The Benefits of Using an Accountant Versus DIY

20 February 2020

Is DIY A good idea?

Kiwis are world famous for DIY and the no.8 wire mentality, it’s in our very DNA. But when it comes to managing your businesses tax returns and accounting, does this mentality really pay off? In this article we explore the real benefits of using an Accountant versus DIY.

 

Cost

Have you been doing you own accounting and tax returns because you think Accountants are expensive?

When was the last time you got a quote for an accountant to take care of your accounting and tax returns?

Modern accounting practises using current accounting software have become very efficient and so costs have come down over the years.

Also, you may only be aware of pricing for using a Chartered Accountant, which can be expensive and most likely you don’t actually need a Chartered Accountant. Perhaps try checking out ATAINZ accredited Accountants like Kiwitax instead.

Accounting doesn’t need to cost the earth, by shopping around and getting competitive quotes, you might find that it doesn’t actually cost as much as you might have thought.

In fact, it’s possible that with good advice you will likely save more in tax than you spend on accountants fees.
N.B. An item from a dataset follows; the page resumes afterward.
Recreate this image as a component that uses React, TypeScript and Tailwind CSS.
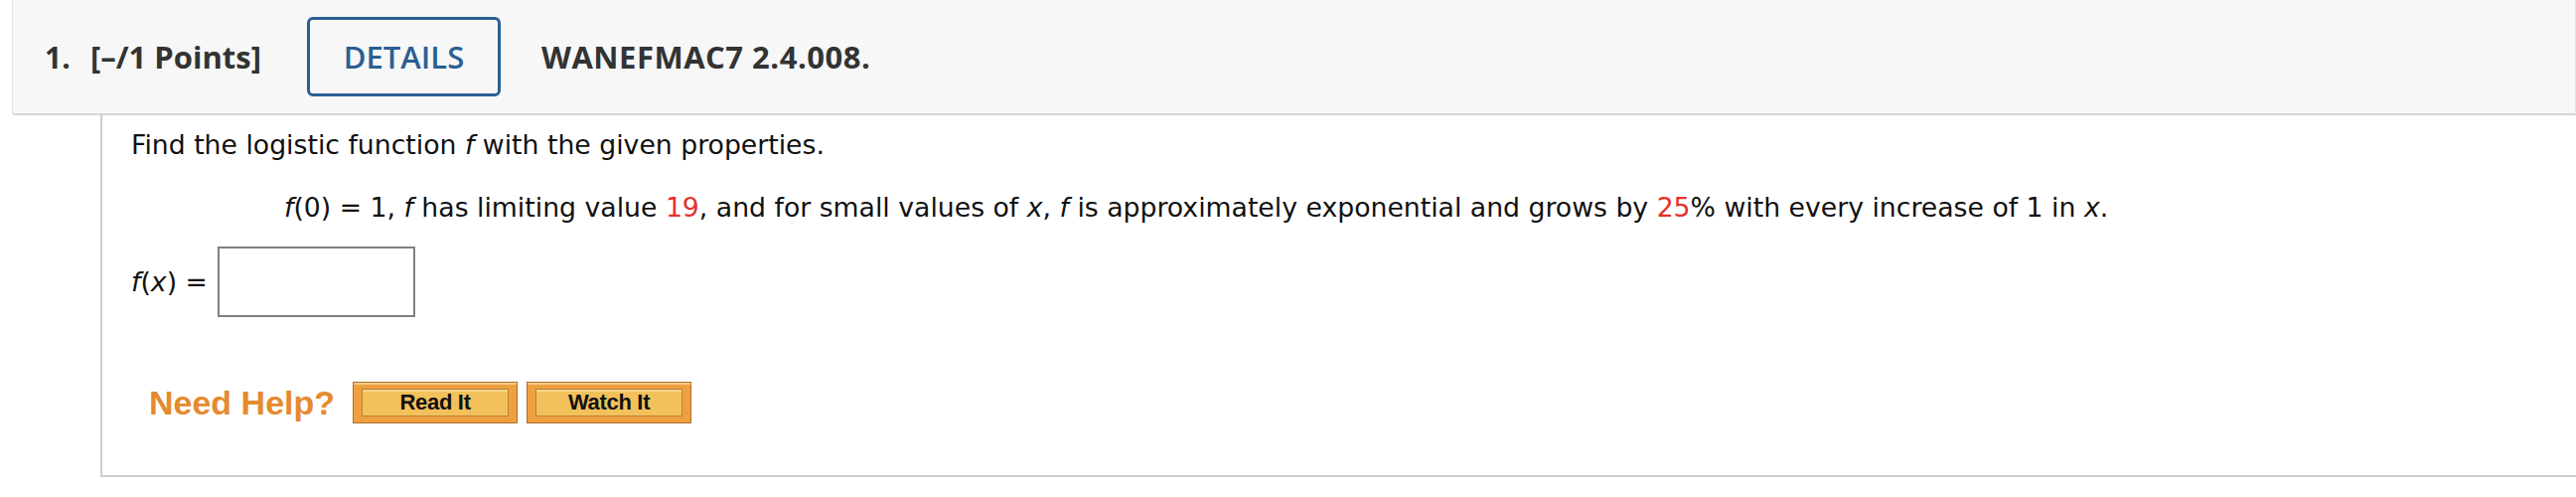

Better still, the benefits of getting good advice and better returns in your business will compound over time too.

 

Expertise

Accountants are experts at what they do and if you use an ATAINZ accredited Accountant, they are required to constantly upskill and keep ahead of legislative changes and compliance requirements.

If you try to do your accounting yourself, you are likely to have to re-learn and update your knowledge every time you complete your end of year accounts. And while modern accounting software like Xero is very smart and helps to provide information at your fingertips, it doesn’t know and can’t advise you on current (or proposed) tax legislation.

Having access to a financial expert like an accountant can also make accessing bank lending easier as they can advise on optimal debt structure, make sure you aren’t over committing and help you get the best taxation savings.

Having an accountant manage your end of year accounts and tax returns also means you are less likely to be audited by the IRD,

Finally, if you are selling your business then there’s a good chance the purchaser will want their Accountant to talk with your Accountant for due diligence, you can see the problem here if you don’t have one.

 

Impartial advice

You know that feeling you get when you make a big financial decision or commitment in your business? That one that causes you to second guess if you are making the right decision?

Yeah, that’s not such a big deal when you can rationalise the decision and run it past an independent and impartial advisor like an accountant. They’re great at helping you make the big decisions.

 

Time

The one thing you can’t make more of and you can’t get back, so why would you waste it doing something you can easily outsource?

It takes a lot of time to finalise your end of year accounts and probably more time if you aren’t an expert and even more time if you get it wrong and have to do them over.

So, if you are busy doing your books then you probably aren’t doing whatever you do to generate income, that’s called opportunity cost.

Another benefit of using an IRD approved tax agent like an Accountant is that you are allowed to file your returns later than if you are doing them yourself.

What’s worse, is you might have to call the IRD and while their hold music might have you singing along Dave Dobyns finest hits, the one hour wait times might have you banging your head on your desk.

 

Peace of mind

As a director of a New Zealand business, you have a responsibility to ensure timely and accurate financial reporting and tax compliance. Getting it wrong can result in financial penalties (which aren’t tax deductible) or even land you in court. You can no longer hide behind a limited liability entity.

Having an accountant working with you on your business on the other hand will give you peace of mind and reduce your contingent liability.

Oh, and your accountants fees are tax deductible by the way. So, what else could you be missing out claiming on?